Species of gastropod

Danilia telebathia is a species of small sea snail, a marine gastropod mollusc in the family Chilodontaidae.

==Description==
The height of the shell attains 11 mm. The thin and slightly nacreous, imperforate shell has an ovate shape. The shell contains seven whorls, the first wound horizontally, thus giving the spire a decapitated aspect. The median whorls are separated by a channeled suture, flattened on the shoulder and subangled at the periphery, the last slightly descending behind the aperture.

Colour : Pale yellowish beige with scattered irregular dashes of ochre alternate chocolate dots on the outer lip.

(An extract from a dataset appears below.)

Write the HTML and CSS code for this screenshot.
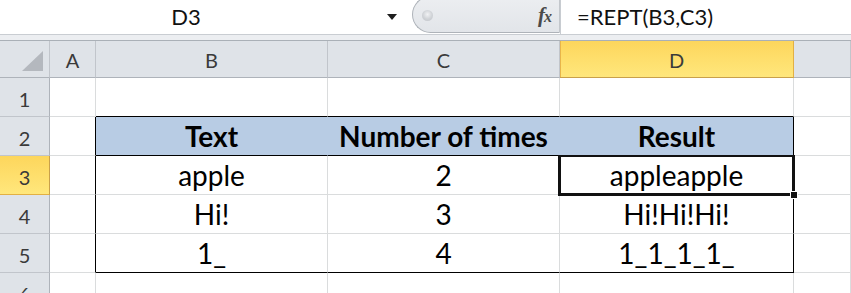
FILE: index.html
```html
<!DOCTYPE html>
<html lang="en">
<head>
    <meta charset="UTF-8">
    <title>REPT</title>
    <link rel="stylesheet" href="styles.css">
</head>
<body>

    <!-- Formulebalk -->
    <div class="formula-bar">
        <div class="name-box">D3</div>
        <div class="name-drop"><span class="arrow"></span></div>
        <div class="fx-box">
            <span class="grip"></span>
            <span class="fx"><i>f</i><i>x</i></span>
        </div>
        <div class="formula">=REPT(B3,C3)</div>
    </div>
    <div class="bar-sep"></div>

    <!-- Werkblad -->
    <div class="sheet">
        <div class="hd corner">
            <svg width="49" height="36" viewBox="0 0 49 36"><polygon points="43,10 43,30 22,30" fill="#b4b8be"/></svg>
        </div>
        <div class="hd">A</div>
        <div class="hd">B</div>
        <div class="hd">C</div>
        <div class="hd hd-sel">D</div>
        <div class="hd"></div>

        <div class="rh">1</div>
        <div class="c"></div>
        <div class="c edge-bottom"></div>
        <div class="c edge-bottom"></div>
        <div class="c edge-bottom"></div>
        <div class="c"></div>

        <div class="rh">2</div>
        <div class="c edge-right"></div>
        <div class="c th">Text</div>
        <div class="c th">Number of times</div>
        <div class="c th th-last">Result</div>
        <div class="c"></div>

        <div class="rh rh-sel">3</div>
        <div class="c edge-right"></div>
        <div class="c">apple</div>
        <div class="c">2</div>
        <div class="c edge-right active">appleapple</div>
        <div class="c"></div>

        <div class="rh">4</div>
        <div class="c edge-right"></div>
        <div class="c">Hi!</div>
        <div class="c">3</div>
        <div class="c edge-right">Hi!Hi!Hi!</div>
        <div class="c"></div>

        <div class="rh">5</div>
        <div class="c edge-right"></div>
        <div class="c edge-bottom">1_</div>
        <div class="c edge-bottom">4</div>
        <div class="c edge-right edge-bottom">1_1_1_1_</div>
        <div class="c"></div>

        <div class="rh">6</div>
        <div class="c"></div>
        <div class="c"></div>
        <div class="c"></div>
        <div class="c"></div>
        <div class="c"></div>
    </div>

</body>
</html>
```

FILE: styles.css
```css
body {
    margin: 0;
    background-color: #ffffff;
    font-family: Lato, "Open Sans", sans-serif;
    color: #000000;
    overflow: hidden;
    height: 293px;
}

/* Formulebalk bovenaan */
.formula-bar {
    display: flex;
    height: 34px;
    background-color: #ffffff;
    overflow: hidden;
}

.name-box {
    width: 372px;
    text-align: center;
    font-size: 22px;
    line-height: 34px;
    color: #111111;
}

.name-drop {
    width: 40px;
    display: flex;
    align-items: center;
    justify-content: center;
}

.arrow {
    width: 0;
    height: 0;
    border-left: 5px solid transparent;
    border-right: 5px solid transparent;
    border-top: 6px solid #1e1e1e;
    margin-top: -1px;
}

.fx-box {
    width: 148px;
    height: 37px;
    margin-top: -4px;
    box-sizing: border-box;
    border: 1px solid #aeb3b9;
    border-right-color: #c3c7cc;
    border-radius: 19px 0 0 19px;
    background: linear-gradient(#eceef1, #e2e5e9);
    display: flex;
    align-items: center;
    justify-content: space-between;
    padding: 4px 8px 0 9px;
}

.grip {
    width: 11px;
    height: 11px;
    border-radius: 50%;
    background: radial-gradient(circle at 50% 40%, #f1f2f4 0%, #cfd2d6 55%, #c2c5ca 100%);
    margin-top: -2px;
}

.fx {
    font-family: "Liberation Serif", serif;
    font-weight: bold;
    font-size: 21px;
    color: #4a4a4a;
    letter-spacing: -1px;
    margin-top: -2px;
}

.fx i:last-child {
    font-size: 16px;
}

.formula {
    flex: 1;
    font-size: 22px;
    line-height: 34px;
    padding-left: 16px;
    color: #111111;
    border-left: 1px solid #c8ccd1;
}

.bar-sep {
    height: 5px;
    border-top: 1px solid #c9cdd2;
    border-bottom: 1px solid #aab0b7;
    background-color: #eceef1;
}

/* Raster van het werkblad */
.sheet {
    display: grid;
    grid-template-columns: 50px 46px 232px 232px 234px 1fr;
    grid-template-rows: 37px repeat(6, 39px);
}

.hd {
    box-sizing: border-box;
    background-color: #dfe3e8;
    border-right: 1px solid #c1c5cb;
    border-bottom: 1px solid #aeb3ba;
    text-align: center;
    font-size: 20px;
    line-height: 34px;
    padding-top: 2px;
    color: #3a3a3a;
}

.corner {
    padding: 0;
    line-height: 0;
}

.hd-sel {
    background: linear-gradient(#fdd65c, #ffe77c);
    border-right-color: #e2b044;
    border-bottom-color: #c9a04a;
    box-shadow: inset 1px 0 0 #e8b54a;
}

.rh {
    box-sizing: border-box;
    background-color: #dfe3e8;
    border-right: 1px solid #aeb3ba;
    border-bottom: 1px solid #c1c5cb;
    text-align: center;
    font-size: 20px;
    line-height: 34px;
    padding-top: 4px;
    color: #3a3a3a;
}

.rh-sel {
    background: linear-gradient(#fdd65c, #ffe77c);
    border-right-color: #c9a04a;
    border-bottom-color: #e2b044;
}

.c {
    box-sizing: border-box;
    border-right: 1px solid #dadcdd;
    border-bottom: 1px solid #dadcdd;
    text-align: center;
    font-size: 28px;
    line-height: 38px;
    white-space: nowrap;
}

.edge-right {
    border-right-color: #000000;
}

.edge-bottom {
    border-bottom-color: #000000;
}

.th {
    background-color: #b8cce4;
    border-right-color: #b8cce4;
    border-bottom-color: #000000;
    font-weight: bold;
}

.th-last {
    border-right-color: #000000;
}

/* Actieve cel met vulgreep */
.active {
    position: relative;
}

.active::after {
    content: "";
    position: absolute;
    top: -1px;
    left: -2px;
    right: -2px;
    bottom: -2px;
    border: 3px solid #111111;
    border-top-width: 2px;
}

.active::before {
    content: "";
    position: absolute;
    right: -5px;
    bottom: -5px;
    width: 6px;
    height: 6px;
    background-color: #111111;
    border: 1px solid #ffffff;
    z-index: 2;
}
```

Sculpture : The body whorl carries eleven widely spaced fine spiral cords, the peripheral strongest. Of these six appear on the penultimate and fade gradually away on the upper whorls. Both cords and interspaces are crossed by delicate oblique lamellae which rise into scales upon the cords. They are crowded on the last whorl, do not cross the suture from whorl to whorl, and become fewer and fainter ascending the spire. The initial whorl is smooth. The aperture is very oblique and subcircular. The outer lip is effuse, fimbriated by the termination of the spiral sculpture. The inner lip projects over the umbilical region, thence spread from the axis to the right insertion as a solid sheet. The columella is spirally ascending within, terminating below in a downwardly directed tubercle, succeeded by a deep notch and an answering ridge. Thence along the edge of the gullet underneath the external varix are about a score of callus rays, alternately long and short, leading to the throat. Behind the aperture, about a millimetre from the free edge, is a sharp, narrow varix rising gradually at the base and ending abruptly at the suture.

==Distribution==
This marine species occurs off South Australia in deep water.